While we agree with Secretary of Transportation Norman Y. Mineta that the “federal-state partnership” is badly needed (second bullet at the beginning of this statement), such a partnership would be worthless absent the foundation or platform provided states by Amtrak’s federal funding and Amtrak’s rights. Secretary Mineta depicts federal funding for Amtrak as money down a rat hole. His February 23 New York Times op ed column said, “The federal government can do little to support [state] projects directly, because all of its money goes to Amtrak.” In reality, a lot of the money that goes to Amtrak supports and makes possible the very state projects that Mineta has praised.

  • Amtrak funds overhead costs for all U.S. intercity passenger trains—including those of “state-supported” trains.
  • Amtrak has provided major assistance in planning state services.
  • Amtrak funds direct operating losses of several corridor services, as follows:
  • (1) Empire Corridor (New York-Buffalo) – 100%
    (2) Chicago-Detroit-Pontiac – 100%
    (3) Chicago-St. Louis – 66%
    (4) Seattle-Portland – 33% (50% if Coast Starlight is included)
    (5) Pacific Surfliners (southern California) – 30% With regard to the Pacific Northwest, Mineta’s column claimed that “Amtrak’s role is reduced to running the trains under contract,” clearly implying that Amtrak provides no funding. In fact, as just noted, the federal government through Amtrak funds direct operating losses of two of the three daily Seattle-Portland trains (three of four if counting the Seattle-Los Angeles Coast Starlight.), plus overhead costs for all of the trains.

    Access to Tracks, Parking Lots, Stations: Amtrak has the right to access tracks and stations on an incremental cost and a “package deal basis,” while others would have to negotiate arms’ length deals (driving up the price of service). Moreover, with stations, this could involve lengthy and costly negotiations on an individual property basis. While many stations now are city owned, the private railroads generally own the platforms, and in many cases the parking lots. Even in California, there are still 13 stations owned by Union Pacific or BNSF, and several more owned by local transit authorities.

    Ability to Indemnify Railroads: The railroads accept indemnification only from Amtrak. Several states with rail passenger corridors have indicated they would not be able to offer such indemnification. If they were, it is not clear that railroads would accept it. It appears that the DOT’s recent attempt to respond to this concern is inadequate. The new DOT bill simply proposes to make “the cost of ‘first dollar’ liability insurance eligible for capital investment grants.”

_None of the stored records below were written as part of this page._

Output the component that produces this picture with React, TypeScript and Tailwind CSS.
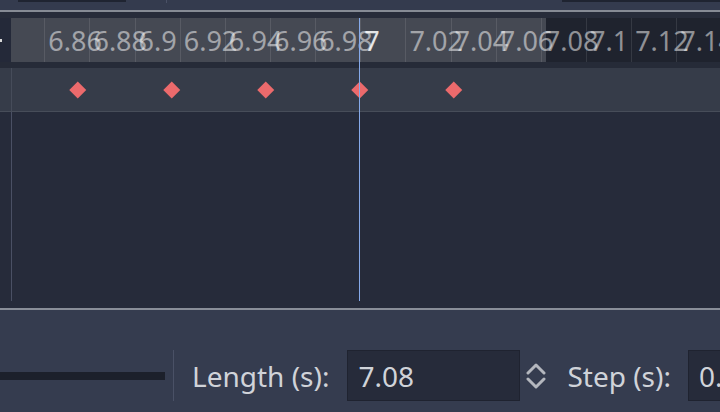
import React from 'react'

const ticks = ['6.86', '6.88', '6.9', '6.92', '6.94', '6.96', '6.98', '7', '7.02', '7.04', '7.06', '7.08', '7.1', '7.12', '7.14']
const keys = [0, 1, 2, 3, 4]

function TopStrip() {
  return (
    <>
      <div className="h-[10px] shrink-0 flex items-start bg-[#343b4e]">
        <div className="ml-[18px] w-[108px] h-[2px] bg-[#1f2431]" />
        <div className="ml-[40px] w-px h-[3px] bg-[#4a5166]" />
        <div className="ml-auto w-[158px] h-[2px] bg-[#1f2431]" />
      </div>
      <div className="h-[2px] shrink-0 bg-[#868b95]" />
      <div className="h-[6px] shrink-0 bg-[#272c3a]" />
    </>
  )
}

function Ruler() {
  return (
    <div className="h-[44px] shrink-0 flex">
      <div className="w-[11px] shrink-0 flex items-center bg-[#242939]">
        <span className="w-[2px] h-[3px] bg-[#d8d8d8]" />
      </div>
      <div className="flex-1 flex bg-[linear-gradient(to_right,#454953_535px,#1f232e_535px)]">
        <div className="w-[33.3px] shrink-0" />
        {ticks.map((t) => (
          <div key={t} className="w-[45.15px] shrink-0 border-l border-white/10 whitespace-nowrap">
            <div
              className={
                'pl-[3px] pt-[8.5px] text-[27px] leading-none ' +
                (t === '7' ? 'text-white/85' : 'text-white/50')
              }
            >
              {t}
            </div>
          </div>
        ))}
      </div>
    </div>
  )
}

function Track() {
  return (
    <>
      <div className="h-[6px] shrink-0 bg-[#262b38]" />
      <div className="h-[44px] shrink-0 flex bg-[#363c49] border-b border-[#474d59]">
        <div className="w-[11px] shrink-0" />
        <div className="w-px shrink-0 bg-[#464c5a]" />
        <div className="w-[58px] shrink-0" />
        <div className="flex items-center gap-[78px]">
          {keys.map((k) => (
            <div key={k} className="w-[16px] h-[16px] flex items-center justify-center">
              <div className="w-[11.5px] h-[11.5px] rotate-45 bg-[#ec6a6c]" />
            </div>
          ))}
        </div>
      </div>
    </>
  )
}

function Chevrons() {
  return (
    <svg width="20" height="28" viewBox="0 0 20 28" fill="none" stroke="#b4b7be" strokeWidth="3" strokeLinecap="round" strokeLinejoin="round">
      <polyline points="2,11 10,3 18,11" />
      <polyline points="2,17 10,25 18,17" />
    </svg>
  )
}

function BottomBar() {
  return (
    <div className="flex-1 bg-[#353c4f] text-[28px] text-[#d0d3d9]">
      <div className="mt-[40px] h-[51px] flex items-center whitespace-nowrap">
        <div className="w-[165px] h-[8px] shrink-0 bg-[#1c202b]" />
        <div className="ml-[8px] w-px h-[51px] shrink-0 bg-[#4a5166]" />
        <span className="ml-[18px]">Length (s):</span>
        <div className="ml-[18px] w-[173px] h-[51px] shrink-0 flex items-center pl-[10px] border border-[#1f2330] bg-[#262b3a]">
          7.08
        </div>
        <div className="ml-[6px] shrink-0">
          <Chevrons />
        </div>
        <span className="ml-[21px]">Step (s):</span>
        <div className="ml-[17px] w-[173px] h-[51px] shrink-0 flex items-center pl-[10px] border border-[#1f2330] bg-[#262b3a]">
          0.01
        </div>
      </div>
    </div>
  )
}

export default function App() {
  return (
    <div className="relative w-[720px] h-[412px] overflow-hidden flex flex-col bg-[#262b3a] font-['Noto_Sans',sans-serif]">
      <TopStrip />
      <Ruler />
      <Track />
      <div className="h-[196px] shrink-0 flex">
        <div className="w-[11px] shrink-0" />
        <div className="w-px h-[189px] bg-[#4a5064]" />
      </div>
      <div className="h-[2px] shrink-0 bg-[#898e98]" />
      <BottomBar />
      <div className="absolute left-[359px] top-[18px] w-px h-[283px] bg-[#86aaea]" />
    </div>
  )
}
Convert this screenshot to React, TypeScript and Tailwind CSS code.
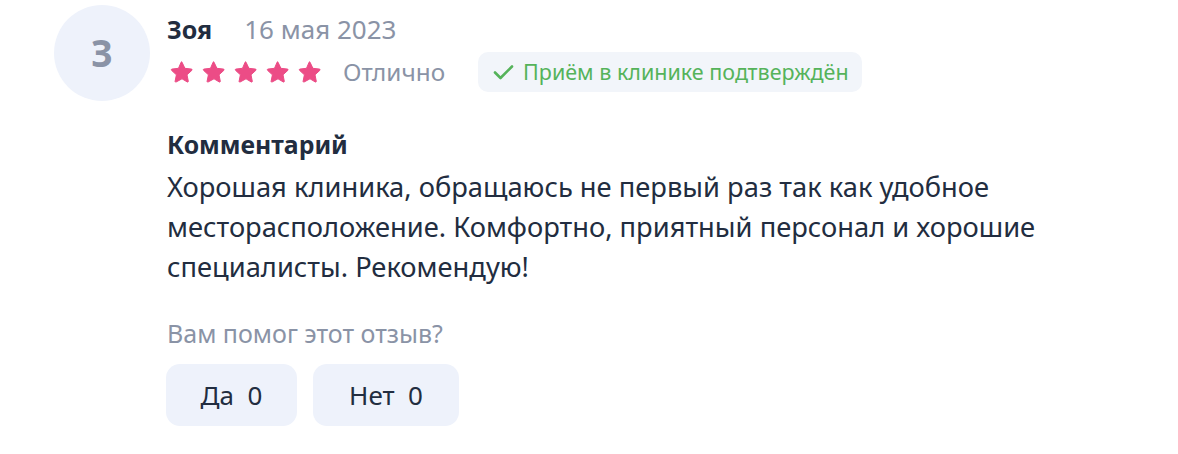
import React from "react";

const Star = () => (
  <svg width="24" height="24" viewBox="0 0 24 24" className="shrink-0">
    <path
      d="M12 2.2l2.9 6.1 6.6.8c.6.1.8.8.4 1.2l-4.9 4.5 1.3 6.5c.1.6-.5 1-1 .7L12 18.8 6.1 22c-.5.3-1.1-.1-1-.7l1.3-6.5-4.9-4.5c-.4-.4-.2-1.1.4-1.2l6.6-.8L11.1 2.2c.2-.5 1-.5.9 0z"
      fill="#ec4c86"
      stroke="#ec4c86"
      strokeWidth="1"
      strokeLinejoin="round"
    />
  </svg>
);

export default function App() {
  return (
    <div
      className="w-[1178px] h-[454px] bg-white text-[#222d40] flex"
      style={{ fontFamily: '"Noto Sans", "Open Sans", sans-serif' }}
    >
      <div className="pl-[54px] pt-[5px]">
        <div className="w-[96px] h-[96px] rounded-full bg-[#eef2fb] flex items-center justify-center text-[37px] font-bold text-[#8a93a6]">
          З
        </div>
      </div>
      <div className="pl-[17px] pt-[10px] flex flex-col">
        <div className="flex items-center h-[38px] leading-[38px]">
          <span className="text-[25px] font-bold">Зоя</span>
          <span className="ml-[32px] text-[26px] text-[#8a93a6]">16 мая 2023</span>
        </div>
        <div className="flex items-center mt-[4px] h-[40px]">
          <div className="flex gap-[8px] pl-[3px]">
            <Star />
            <Star />
            <Star />
            <Star />
            <Star />
          </div>
          <span className="ml-[21px] text-[24.3px] text-[#8a93a6]">Отлично</span>
          <div className="ml-[33px] h-[40px] w-[384px] pl-[15px] rounded-[10px] bg-[#f2f5fa] flex items-center gap-[9px] text-[21.5px] text-[#55b35a]">
            <svg width="21" height="16" viewBox="0 0 21 16" fill="none">
              <path d="M2 8.5l5.5 5.5L19 2.5" stroke="#55b35a" strokeWidth="2.6" strokeLinecap="round" strokeLinejoin="round" />
            </svg>
            <span>Приём в клинике подтверждён</span>
          </div>
        </div>
        <div className="mt-[36px] text-[24.8px] font-bold leading-[32px]">Комментарий</div>
        <div className="text-[27.3px] leading-[40px] w-[920px] mt-[7px]">
          Хорошая клиника, обращаюсь не первый раз так как удобное
          <br />
          месторасположение. Комфортно, приятный персонал и хорошие
          <br />
          специалисты. Рекомендую!
        </div>
        <div className="mt-[31px] text-[25px] text-[#8a93a6] leading-[30px]">Вам помог этот отзыв?</div>
        <div className="flex gap-[16px] mt-[16px] -ml-[1px]">
          <button className="h-[62px] w-[131px] rounded-[14px] bg-[#eef2fb] text-[26px] text-[#222d40]">
            Да&nbsp;&nbsp;0
          </button>
          <button className="h-[62px] w-[146px] rounded-[14px] bg-[#eef2fb] text-[26px] text-[#222d40]">
            Нет&nbsp;&nbsp;0
          </button>
        </div>
      </div>
    </div>
  );
}
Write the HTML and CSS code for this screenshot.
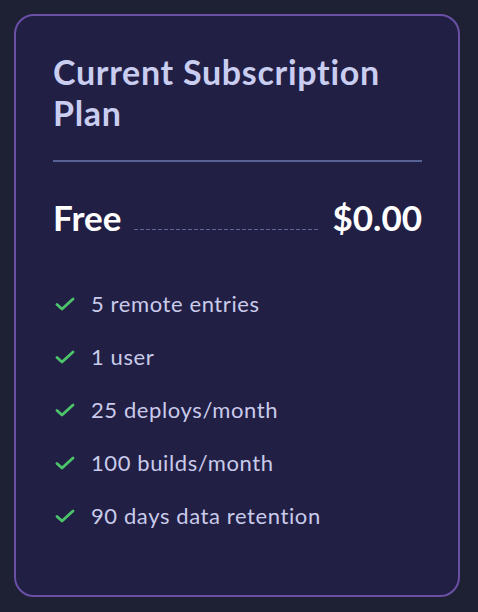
FILE: index.html
```html
<!DOCTYPE html>
<html>
<head>
<meta charset="utf-8">
<link rel="stylesheet" href="styles.css">
</head>
<body>
<div class="card">
  <h2 class="title">Current Subscription Plan</h2>
  <div class="divider"></div>
  <div class="plan">
    <span class="plan-name">Free</span>
    <span class="leader"></span>
    <span class="plan-price">$0.00</span>
  </div>
  <ul class="features">
    <li><svg class="check" viewBox="0 0 20 14" width="20" height="14"><path d="M2 7.5 L7 12 L18 2" fill="none" stroke="#4cc46a" stroke-width="2.8" stroke-linecap="round" stroke-linejoin="round"/></svg><span>5 remote entries</span></li>
    <li><svg class="check" viewBox="0 0 20 14" width="20" height="14"><path d="M2 7.5 L7 12 L18 2" fill="none" stroke="#4cc46a" stroke-width="2.8" stroke-linecap="round" stroke-linejoin="round"/></svg><span>1 user</span></li>
    <li><svg class="check" viewBox="0 0 20 14" width="20" height="14"><path d="M2 7.5 L7 12 L18 2" fill="none" stroke="#4cc46a" stroke-width="2.8" stroke-linecap="round" stroke-linejoin="round"/></svg><span>25 deploys/month</span></li>
    <li><svg class="check" viewBox="0 0 20 14" width="20" height="14"><path d="M2 7.5 L7 12 L18 2" fill="none" stroke="#4cc46a" stroke-width="2.8" stroke-linecap="round" stroke-linejoin="round"/></svg><span>100 builds/month</span></li>
    <li><svg class="check" viewBox="0 0 20 14" width="20" height="14"><path d="M2 7.5 L7 12 L18 2" fill="none" stroke="#4cc46a" stroke-width="2.8" stroke-linecap="round" stroke-linejoin="round"/></svg><span>90 days data retention</span></li>
  </ul>
</div>
</body>
</html>
```

FILE: styles.css
```css
html, body {
  margin: 0;
  padding: 0;
  background: #1e2133;
}
body {
  padding: 14px 18px 15px 14px;
  font-family: Lato, "Noto Sans", sans-serif;
}
.card {
  box-sizing: border-box;
  width: 446px;
  height: 583px;
  background: #221f45;
  border: 2px solid #6a4fa6;
  border-radius: 20px;
  padding: 35px 36px 0 37px;
}
.title {
  margin: 0;
  font-size: 34px;
  line-height: 41px;
  font-weight: 700;
  color: #c9cdf0;
  letter-spacing: 0.7px;
}
.divider {
  height: 2px;
  background: #586395;
  margin-top: 27px;
}
.plan {
  display: flex;
  align-items: flex-end;
  margin-top: 35px;
}
.plan-name, .plan-price {
  font-size: 35px;
  font-weight: 700;
  color: #ffffff;
  line-height: 40px;
}
.leader {
  flex: 1;
  height: 1px;
  margin: 0 13px 7px 13px;
  background: repeating-linear-gradient(90deg, #5a6498 0 4px, transparent 4px 6px);
}
.features {
  list-style: none;
  margin: 40px 0 0 0;
  padding: 0;
}
.features li {
  display: flex;
  align-items: center;
  height: 53px;
  line-height: 53px;
  font-size: 22px;
  letter-spacing: 0.6px;
  color: #c9cbea;
}
.check {
  margin-left: 2px;
  margin-right: 16px;
  flex: none;
}
```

    DOT’s Plan: Zero funding is provided for FY 06, along with ever-increasing estimates of funding that would be provided for intercity passenger rail in FY 07 and beyond contingent on “reforming” Amtrak. However, there would be no Amtrak—and no passenger rail—to reform if federal funding ceases on September 30, 2005. OMB Director Joshua Bolten reaffirmed the Administration’s zero request at an April 21 Senate appropriations hearing. So it appears that the Administration essentially has said to the Congress, “You figure it out and take the hit for whatever programs you cut to make room for intercity passenger rail in your FY06 budget.”

    III. Amtrak’s Plan

    The request for $1.8 billion from a board all of whose members are appointees of President Bush is significant. Also important is their finding—contrary to DOT’s—that, due to cost and complexity, the risk of removing Amtrak as Northeast Corridor owner “simply outweighs the benefit,” to quote Amtrak Chairman David Laney. An Amtrak official has noted that it would have been impossible to quickly “backfill” Acela Express schedules with Metroliners if infrastructure and carrier had been separately managed.

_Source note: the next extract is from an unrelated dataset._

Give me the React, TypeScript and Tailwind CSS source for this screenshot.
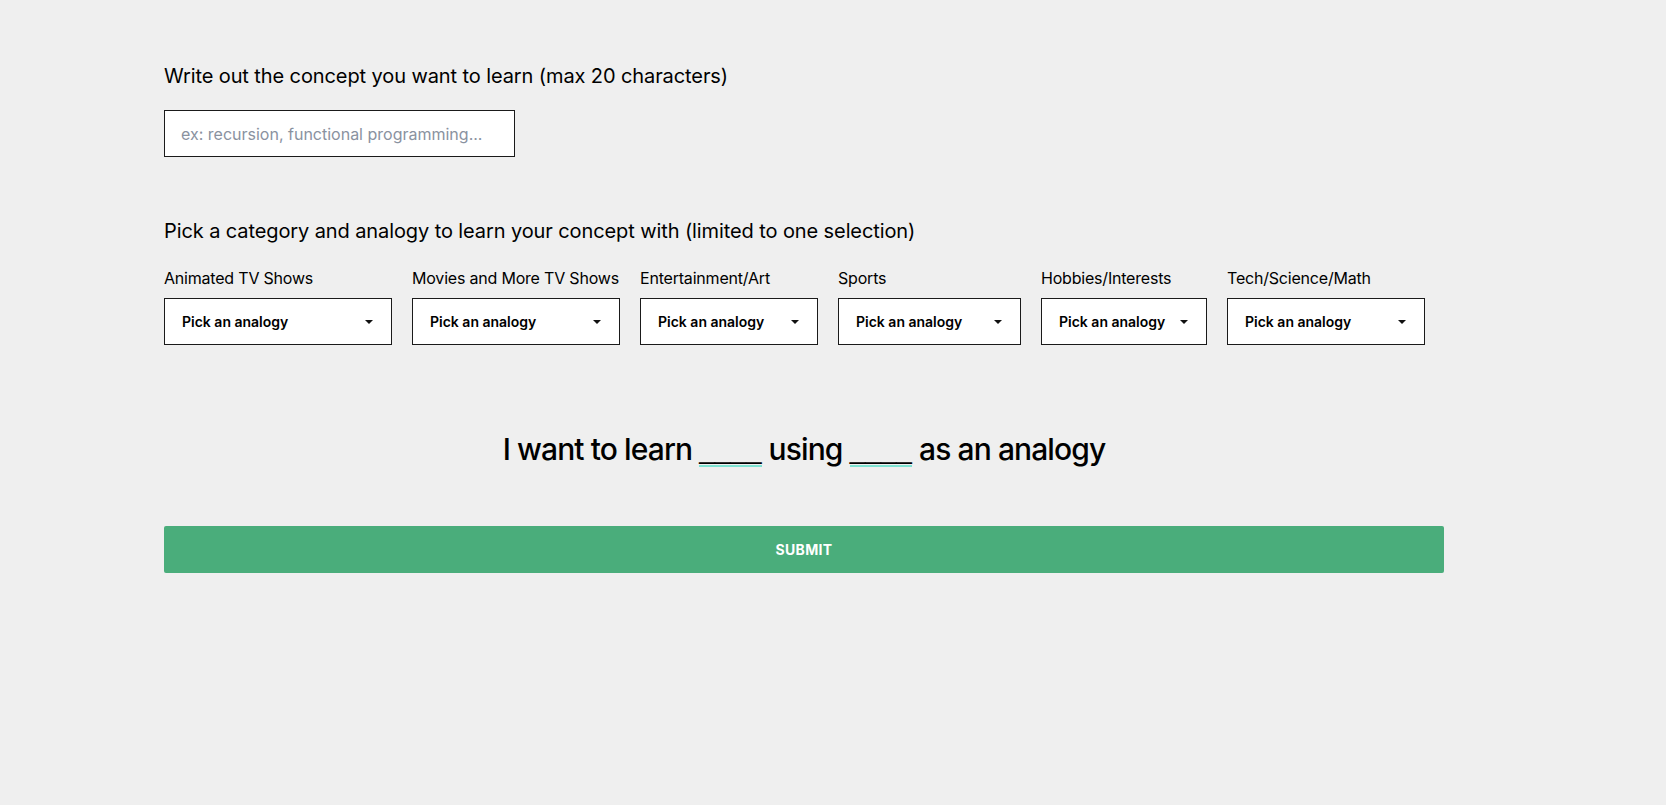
import React, { useState } from "react";

const categories = [
  { label: "Animated TV Shows", width: "w-[228px]" },
  { label: "Movies and More TV Shows", width: "w-[208px]" },
  { label: "Entertainment/Art", width: "w-[178px]" },
  { label: "Sports", width: "w-[183px]" },
  { label: "Hobbies/Interests", width: "w-[166px]" },
  { label: "Tech/Science/Math", width: "w-[198px]" },
];

const AnalogySelect: React.FC<{ label: string; width: string }> = ({ label, width }) => {
  return (
    <div className="flex flex-col">
      <label className="text-[16px] leading-6 tracking-[-0.2px] text-black">{label}</label>
      <div
        className={`mt-[8px] flex h-[47px] items-center justify-between border border-[#1a1a1a] bg-white pl-[17px] pr-[18px] ${width}`}
      >
        <span className="text-[14px] font-semibold text-black">Pick an analogy</span>
        <svg width="8" height="4" viewBox="0 0 8 4" className="shrink-0">
          <path d="M0 0 L8 0 L4 4 Z" fill="#111" />
        </svg>
      </div>
    </div>
  );
};

const Blank: React.FC = () => (
  <span className="relative -top-[2px] inline-block border-b-2 border-[#7ee3d2] pb-[4px] align-baseline font-['Liberation_Sans',sans-serif] text-[28px] leading-[24px] tracking-normal">
    ____
  </span>
);

const App: React.FC = () => {
  const [concept, setConcept] = useState("");

  return (
    <div className="min-h-screen bg-[#efefef] font-['Inter','Liberation_Sans',sans-serif] text-black">
      <div className="ml-[164px] w-[1280px] pt-[62px]">
        <h2 className="text-[20px] leading-7 font-normal tracking-[-0.1px]">
          Write out the concept you want to learn (max 20 characters)
        </h2>
        <input
          type="text"
          maxLength={20}
          value={concept}
          onChange={(e) => setConcept(e.target.value)}
          placeholder="ex: recursion, functional programming..."
          className="mt-[20px] h-[47px] w-[351px] border border-[#1a1a1a] bg-white px-[16px] text-[16px] outline-none placeholder:text-[#8a929f]"
        />

        <h2 className="mt-[60px] text-[20px] leading-7 font-normal tracking-[-0.1px]">
          Pick a category and analogy to learn your concept with (limited to one selection)
        </h2>
        <div className="mt-[21px] flex gap-[20px]">
          {categories.map((c) => (
            <AnalogySelect key={c.label} label={c.label} width={c.width} />
          ))}
        </div>

        <div className="mt-[86px] h-[36px] text-center text-[30px] leading-9 font-medium tracking-[-0.9px]">
          I want to learn <Blank /> using <Blank /> as an analogy
        </div>

        <button
          type="button"
          className="mt-[59px] flex h-[47px] w-full items-center justify-center rounded-[2px] bg-[#4aad7b] text-[14px] font-bold tracking-wide text-white"
        >
          SUBMIT
        </button>
      </div>
    </div>
  );
};

export default App;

    Obviously, we also agree with their support for a federal-state partnership on rail corridor development, including “reliable” federal funding with an 80% match. As rail passengers, our fundamental interest is in the quality and quantity of rail passenger service. However, we are concerned about the passion which the board shows for development of competing carriers, since the freight railroads whose tracks Amtrak generally uses outside the Northeast Corridor are firmly against giving Amtrak’s access rights to others. Rhetoric about addressing railroads’ concerns “by making franchises exclusive over defined routes” and time-limited is not new to the railroads, and—unless Amtrak knows something we do not—the railroads are not impressed. Also, the effective capacity of today’s limited fleet of rolling stock—and the ability to respond to a crisis like the Acela Express withdrawal—would be reduced if the rolling stock ownership was divided among a number of different carriers.

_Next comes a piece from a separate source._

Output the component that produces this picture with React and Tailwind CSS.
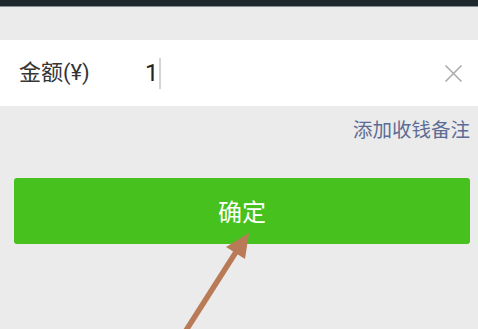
import React from "react";

export default function App() {
  return (
    <div
      className="relative w-[478px] h-[329px] overflow-hidden bg-[#ebebeb]"
      style={{ fontFamily: 'Roboto, "Noto Sans CJK SC", sans-serif' }}
    >
      <div className="h-[6px] bg-[#1f282c]" />
      <div className="h-[1px] bg-[#8a8f91]" />
      <div className="mt-[33px] h-[66px] bg-white flex items-center pl-[19px] pr-[15px]">
        <span className="w-[126px] text-[22px] leading-none text-[#353535]">金额(¥)</span>
        <span className="text-[24px] leading-none text-[#222]">1</span>
        <span className="ml-[0px] w-[2px] h-[31px] bg-[#d4d4d4]" />
        <div className="flex-1" />
        <svg width="19" height="19" viewBox="0 0 19 19" className="shrink-0">
          <path d="M1.5 1.5 L17.5 17.5 M17.5 1.5 L1.5 17.5" stroke="#ababab" strokeWidth="1.6" />
        </svg>
      </div>
      <div className="flex justify-end pr-[8px] pt-[13px] h-[72px]">
        <span className="text-[19.5px] leading-[24px] text-[#5c6c94]">添加收钱备注</span>
      </div>
      <div className="ml-[14px] mr-[8px] h-[66px] rounded-[3px] bg-[#46c11e] flex items-center justify-center pt-[3px]">
        <span className="text-[24px] leading-none text-white">确定</span>
      </div>
      <svg
        className="absolute left-0 top-0 pointer-events-none"
        width="478"
        height="329"
        viewBox="0 0 478 329"
      >
        <line x1="185" y1="332" x2="236" y2="252" stroke="#b97b57" strokeWidth="5.5" />
        <polygon points="249,233 226,247 245,259" fill="#b97b57" />
      </svg>
    </div>
  );
}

    We agree that a more competitive supply industry would benefit the entire railroad industry, but that likely would flow from an adequately funded rail program (including Amtrak and corridor development) and does not require specific legislative changes. It is important that progress be made on specific contract issues whose relevance to productivity is generally acknowledged, including those mentioned in the Amtrak report (pages 17, 20, 27). Such progress must not be “derailed” either by Amtrak’s discussion of changes in Railroad Retirement and the Railway Labor Act, which has already produced angry releases from the unions, or by the discussion of competing carriers which both the freight railroads (as just noted) and rail labor oppose.

    Thank you for considering our views.